PTE modifications can temporarily set PTEs to pte_none.
Consequently, the initial PTEs of a large folio might be skipped
in try_to_unmap_one().
For example, for an anon folio, if we skip PTE0, we may have PTE0 which is
still present, while PTE1 ~ PTE(nr_pages - 1) are swap entries after
try_to_unmap_one().
So folio will be still mapped, the folio fails to be reclaimed and is put
back to LRU in this round.
This also breaks up PTEs optimization such as CONT-PTE on this large folio
and may lead to accident folio_split() afterwards.

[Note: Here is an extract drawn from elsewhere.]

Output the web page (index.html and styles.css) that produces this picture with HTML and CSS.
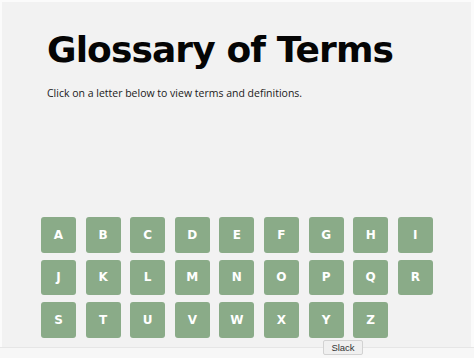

And since a part of PTEs are now swap entries, accessing those parts will
introduce overhead - do_swap_page.
Although the kernel can withstand all of the above issues, the situation
still seems quite awkward and warrants making it more ideal.
The same race also occurs with small folios, but they have only one PTE,
thus, it won't be possible for them to be partially unmapped.
This patch [see below] holds PTL from PTE0, allowing us to avoid reading
PTE values that are in the process of being transformed. With stable PTE
values, we can ensure that this large folio is either completely reclaimed
or that all PTEs remain untouched in this round.
A corner case is that if we hold PTL from PTE0 and most initial PTEs have
been really unmapped before that, we may increase the duration of holding
PTL. Thus we only apply this optimization to folios which are still entirely
mapped (not in deferred_split list).
[ Fix ]
* 73bc32875ee9 73bc32875ee9b1881dd780308c6793fe463fe803
"mm: hold PTL from the first PTE while reclaiming a large folio"
[ Test Plan ]
* An IBM Power 10 system (where PowerVM is mandatory)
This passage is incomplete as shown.